[Records with interface code]
— Start —

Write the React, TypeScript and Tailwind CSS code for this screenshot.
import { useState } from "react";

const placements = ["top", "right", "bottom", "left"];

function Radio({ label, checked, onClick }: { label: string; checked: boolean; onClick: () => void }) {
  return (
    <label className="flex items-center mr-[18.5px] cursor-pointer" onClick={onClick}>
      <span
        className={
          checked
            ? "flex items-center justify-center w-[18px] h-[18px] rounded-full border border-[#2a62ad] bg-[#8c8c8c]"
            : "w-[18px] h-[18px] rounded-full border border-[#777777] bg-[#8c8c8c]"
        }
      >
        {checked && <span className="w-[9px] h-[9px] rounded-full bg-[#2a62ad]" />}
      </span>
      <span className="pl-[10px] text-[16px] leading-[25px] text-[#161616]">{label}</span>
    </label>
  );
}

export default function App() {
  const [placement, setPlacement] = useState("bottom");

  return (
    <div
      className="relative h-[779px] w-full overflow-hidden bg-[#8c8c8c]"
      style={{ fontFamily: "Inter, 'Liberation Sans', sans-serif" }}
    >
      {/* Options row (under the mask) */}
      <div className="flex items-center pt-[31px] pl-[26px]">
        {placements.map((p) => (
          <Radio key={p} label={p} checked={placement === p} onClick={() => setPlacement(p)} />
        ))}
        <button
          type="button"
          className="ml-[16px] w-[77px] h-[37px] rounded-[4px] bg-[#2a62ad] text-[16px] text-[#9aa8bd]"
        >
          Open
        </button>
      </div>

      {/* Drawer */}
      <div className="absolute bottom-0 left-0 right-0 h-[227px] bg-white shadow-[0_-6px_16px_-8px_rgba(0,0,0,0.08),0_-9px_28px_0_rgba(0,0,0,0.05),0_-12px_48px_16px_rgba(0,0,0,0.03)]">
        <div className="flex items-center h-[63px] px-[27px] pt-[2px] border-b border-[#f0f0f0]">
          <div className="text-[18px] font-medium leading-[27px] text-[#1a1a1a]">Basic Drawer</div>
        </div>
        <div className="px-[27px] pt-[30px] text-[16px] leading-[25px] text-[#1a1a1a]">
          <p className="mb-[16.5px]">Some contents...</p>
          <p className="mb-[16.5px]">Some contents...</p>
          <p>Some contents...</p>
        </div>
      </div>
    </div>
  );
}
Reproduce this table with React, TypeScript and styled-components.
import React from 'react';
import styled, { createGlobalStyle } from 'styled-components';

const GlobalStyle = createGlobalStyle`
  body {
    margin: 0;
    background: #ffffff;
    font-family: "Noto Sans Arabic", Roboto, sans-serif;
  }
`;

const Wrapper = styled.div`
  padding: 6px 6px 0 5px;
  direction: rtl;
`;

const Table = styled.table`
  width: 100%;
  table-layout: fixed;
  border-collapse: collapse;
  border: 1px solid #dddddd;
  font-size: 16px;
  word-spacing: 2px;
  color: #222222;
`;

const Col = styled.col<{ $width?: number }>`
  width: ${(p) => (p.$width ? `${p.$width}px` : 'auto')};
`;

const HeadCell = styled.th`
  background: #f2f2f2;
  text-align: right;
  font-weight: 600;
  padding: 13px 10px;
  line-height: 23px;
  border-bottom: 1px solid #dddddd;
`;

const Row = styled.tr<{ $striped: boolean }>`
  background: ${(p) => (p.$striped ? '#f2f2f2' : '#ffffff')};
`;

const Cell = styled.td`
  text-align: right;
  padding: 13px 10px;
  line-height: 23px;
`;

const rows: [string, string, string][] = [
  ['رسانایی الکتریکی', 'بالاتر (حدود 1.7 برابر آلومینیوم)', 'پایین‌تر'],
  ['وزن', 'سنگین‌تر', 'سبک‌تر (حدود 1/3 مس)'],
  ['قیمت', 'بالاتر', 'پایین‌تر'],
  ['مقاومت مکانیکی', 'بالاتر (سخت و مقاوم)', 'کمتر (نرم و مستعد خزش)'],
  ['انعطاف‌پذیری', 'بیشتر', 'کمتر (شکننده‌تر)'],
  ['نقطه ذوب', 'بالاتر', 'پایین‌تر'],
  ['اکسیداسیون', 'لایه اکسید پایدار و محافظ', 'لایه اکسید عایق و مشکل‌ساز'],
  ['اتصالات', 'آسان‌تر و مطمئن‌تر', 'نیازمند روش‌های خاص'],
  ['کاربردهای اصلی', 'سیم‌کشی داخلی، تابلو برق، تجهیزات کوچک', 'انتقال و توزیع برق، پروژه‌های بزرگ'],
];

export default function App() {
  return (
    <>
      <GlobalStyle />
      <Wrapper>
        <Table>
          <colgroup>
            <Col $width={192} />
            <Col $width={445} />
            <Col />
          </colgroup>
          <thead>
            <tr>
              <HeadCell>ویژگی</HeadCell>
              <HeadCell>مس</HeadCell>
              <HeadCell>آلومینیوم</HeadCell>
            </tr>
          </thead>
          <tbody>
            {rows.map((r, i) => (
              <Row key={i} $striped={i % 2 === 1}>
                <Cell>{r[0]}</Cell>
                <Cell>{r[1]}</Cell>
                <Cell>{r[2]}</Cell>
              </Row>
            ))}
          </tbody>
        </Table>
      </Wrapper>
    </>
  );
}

— End —
— Start —

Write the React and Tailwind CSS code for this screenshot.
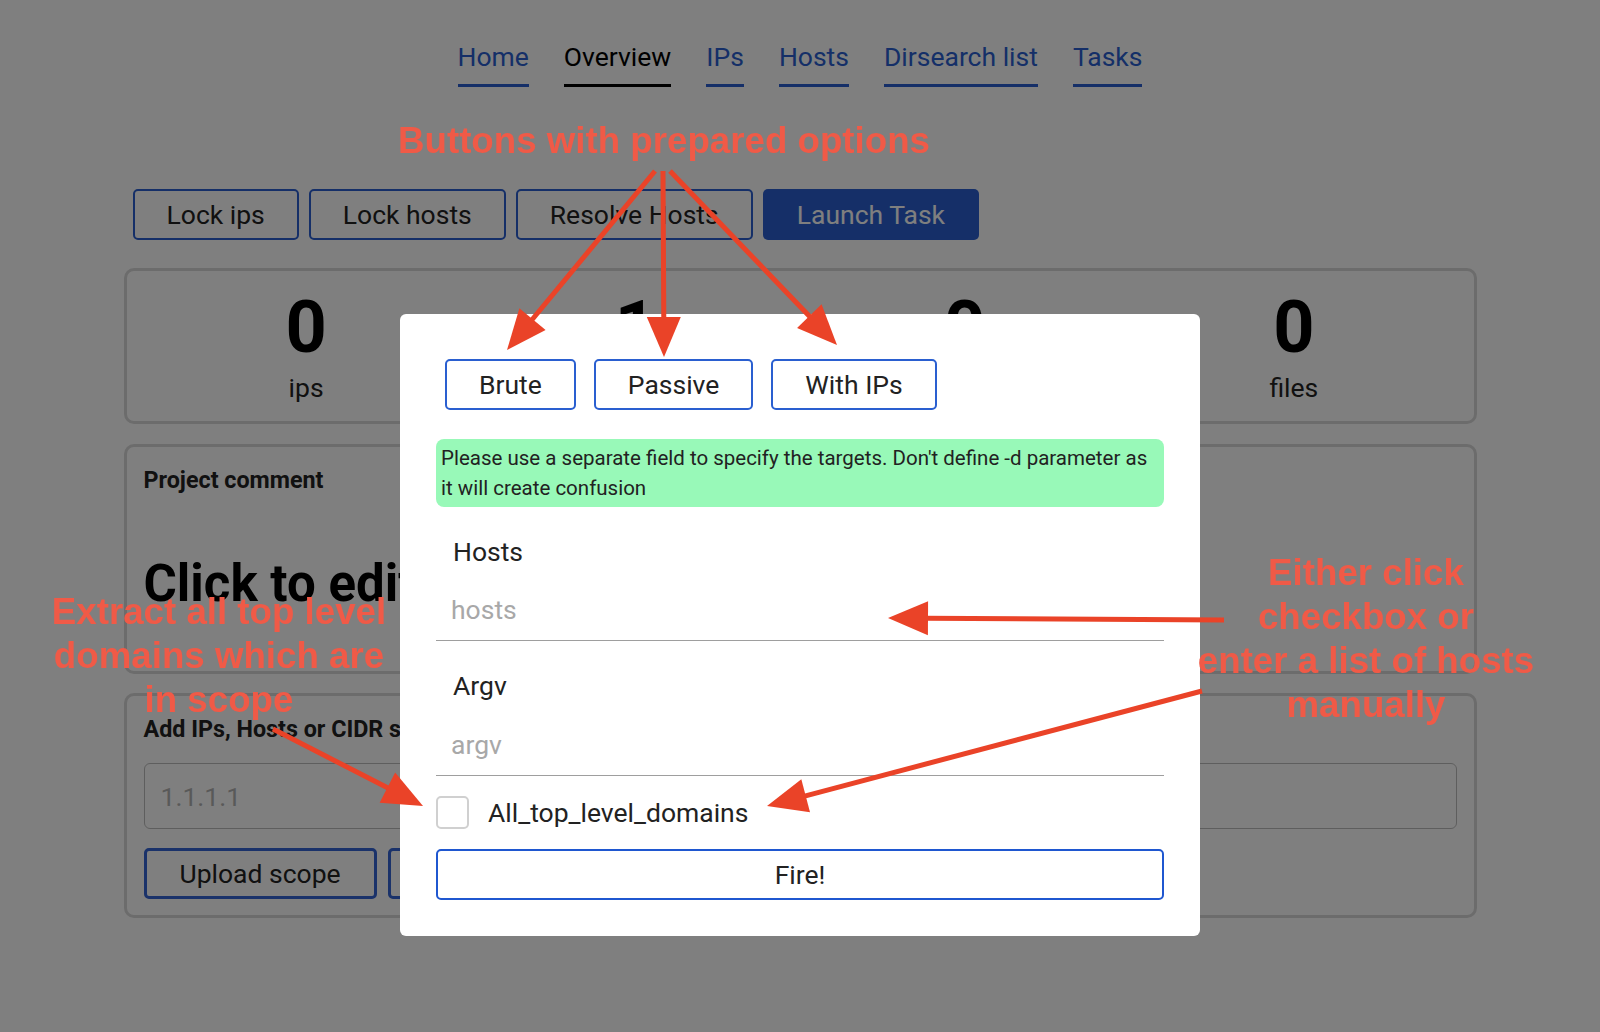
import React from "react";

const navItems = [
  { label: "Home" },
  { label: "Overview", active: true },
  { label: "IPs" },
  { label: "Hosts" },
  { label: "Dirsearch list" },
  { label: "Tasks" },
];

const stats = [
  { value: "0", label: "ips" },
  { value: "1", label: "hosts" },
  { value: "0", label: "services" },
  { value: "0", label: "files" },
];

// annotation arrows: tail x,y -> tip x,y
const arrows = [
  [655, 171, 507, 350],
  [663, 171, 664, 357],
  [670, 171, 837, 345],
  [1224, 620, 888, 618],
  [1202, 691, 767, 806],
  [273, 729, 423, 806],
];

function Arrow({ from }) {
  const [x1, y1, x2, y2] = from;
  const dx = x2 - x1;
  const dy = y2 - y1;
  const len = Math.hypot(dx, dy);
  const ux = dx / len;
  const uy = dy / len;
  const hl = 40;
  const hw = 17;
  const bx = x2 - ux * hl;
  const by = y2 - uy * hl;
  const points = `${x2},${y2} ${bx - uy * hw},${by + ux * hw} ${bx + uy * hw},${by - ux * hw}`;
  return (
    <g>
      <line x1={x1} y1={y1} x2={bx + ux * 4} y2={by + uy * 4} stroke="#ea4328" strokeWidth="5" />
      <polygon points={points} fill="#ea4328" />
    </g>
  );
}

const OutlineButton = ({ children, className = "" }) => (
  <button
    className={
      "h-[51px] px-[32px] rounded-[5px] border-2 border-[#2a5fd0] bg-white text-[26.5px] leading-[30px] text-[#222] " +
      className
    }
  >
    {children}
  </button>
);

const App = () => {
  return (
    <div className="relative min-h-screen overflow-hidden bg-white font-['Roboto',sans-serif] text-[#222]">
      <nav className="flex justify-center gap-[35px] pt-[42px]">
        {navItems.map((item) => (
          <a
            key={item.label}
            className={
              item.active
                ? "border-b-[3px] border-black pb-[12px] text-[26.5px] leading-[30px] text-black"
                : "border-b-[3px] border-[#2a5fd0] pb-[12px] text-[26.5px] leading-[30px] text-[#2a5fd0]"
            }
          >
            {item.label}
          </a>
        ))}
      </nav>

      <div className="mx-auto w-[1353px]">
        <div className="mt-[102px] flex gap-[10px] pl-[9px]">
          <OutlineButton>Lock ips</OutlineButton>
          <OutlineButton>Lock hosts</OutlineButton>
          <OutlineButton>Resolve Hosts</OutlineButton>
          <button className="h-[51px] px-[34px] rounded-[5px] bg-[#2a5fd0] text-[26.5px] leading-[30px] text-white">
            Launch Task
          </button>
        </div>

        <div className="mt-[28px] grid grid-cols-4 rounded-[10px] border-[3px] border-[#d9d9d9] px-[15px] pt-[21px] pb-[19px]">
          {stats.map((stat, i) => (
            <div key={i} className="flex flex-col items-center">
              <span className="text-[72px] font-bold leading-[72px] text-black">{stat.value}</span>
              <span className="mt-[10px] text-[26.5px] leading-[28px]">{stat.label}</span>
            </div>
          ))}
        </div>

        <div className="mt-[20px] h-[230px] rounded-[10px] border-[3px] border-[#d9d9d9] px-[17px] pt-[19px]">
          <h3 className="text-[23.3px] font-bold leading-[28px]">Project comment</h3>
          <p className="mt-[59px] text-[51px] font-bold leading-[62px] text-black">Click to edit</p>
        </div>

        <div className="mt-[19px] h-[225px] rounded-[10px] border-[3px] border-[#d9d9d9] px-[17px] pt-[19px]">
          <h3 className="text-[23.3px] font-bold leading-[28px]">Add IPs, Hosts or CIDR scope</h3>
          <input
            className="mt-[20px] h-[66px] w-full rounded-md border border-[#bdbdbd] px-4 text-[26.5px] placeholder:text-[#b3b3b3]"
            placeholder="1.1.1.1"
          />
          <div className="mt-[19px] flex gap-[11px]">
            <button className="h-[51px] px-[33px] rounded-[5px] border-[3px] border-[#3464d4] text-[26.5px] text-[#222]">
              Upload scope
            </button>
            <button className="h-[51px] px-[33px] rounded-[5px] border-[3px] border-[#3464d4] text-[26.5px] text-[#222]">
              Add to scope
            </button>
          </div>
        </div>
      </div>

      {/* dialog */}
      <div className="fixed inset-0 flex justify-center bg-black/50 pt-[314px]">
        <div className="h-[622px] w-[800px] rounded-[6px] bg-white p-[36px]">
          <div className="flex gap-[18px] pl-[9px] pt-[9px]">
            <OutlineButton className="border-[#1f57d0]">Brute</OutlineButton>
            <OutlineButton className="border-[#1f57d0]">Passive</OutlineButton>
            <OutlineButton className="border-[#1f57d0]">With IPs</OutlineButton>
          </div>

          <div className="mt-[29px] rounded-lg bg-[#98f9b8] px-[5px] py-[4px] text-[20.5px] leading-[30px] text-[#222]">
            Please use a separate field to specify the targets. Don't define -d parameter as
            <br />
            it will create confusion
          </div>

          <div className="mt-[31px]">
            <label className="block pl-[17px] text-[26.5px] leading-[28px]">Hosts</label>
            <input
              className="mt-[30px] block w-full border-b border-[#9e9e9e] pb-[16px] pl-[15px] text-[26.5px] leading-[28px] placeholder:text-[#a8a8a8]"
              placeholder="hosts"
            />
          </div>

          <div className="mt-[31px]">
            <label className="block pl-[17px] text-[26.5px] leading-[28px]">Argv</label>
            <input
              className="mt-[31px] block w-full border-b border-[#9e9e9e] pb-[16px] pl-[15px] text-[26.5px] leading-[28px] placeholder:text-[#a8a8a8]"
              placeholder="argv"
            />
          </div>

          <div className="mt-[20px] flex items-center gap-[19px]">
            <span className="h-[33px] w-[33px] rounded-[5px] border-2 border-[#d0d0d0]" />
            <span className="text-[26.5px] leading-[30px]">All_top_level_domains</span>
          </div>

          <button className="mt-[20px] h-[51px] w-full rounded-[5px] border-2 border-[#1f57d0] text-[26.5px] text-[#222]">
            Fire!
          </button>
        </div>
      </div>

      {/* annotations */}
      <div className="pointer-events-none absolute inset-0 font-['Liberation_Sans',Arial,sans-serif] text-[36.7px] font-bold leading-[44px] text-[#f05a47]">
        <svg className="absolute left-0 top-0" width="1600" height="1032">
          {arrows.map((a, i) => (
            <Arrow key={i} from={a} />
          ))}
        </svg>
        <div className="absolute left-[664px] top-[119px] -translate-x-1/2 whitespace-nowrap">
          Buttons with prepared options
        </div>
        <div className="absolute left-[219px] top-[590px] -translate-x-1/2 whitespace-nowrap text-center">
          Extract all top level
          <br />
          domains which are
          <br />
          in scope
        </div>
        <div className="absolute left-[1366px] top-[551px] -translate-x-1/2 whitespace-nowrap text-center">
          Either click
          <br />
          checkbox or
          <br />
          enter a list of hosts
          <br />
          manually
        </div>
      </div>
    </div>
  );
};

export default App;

— End —

*Work required*.
In the listing, find each line with the string "components" and copy it.

*Solution to this exercise*.
Reproduce this table with React, TypeScript and styled-components.
import styled, { createGlobalStyle } from 'styled-components';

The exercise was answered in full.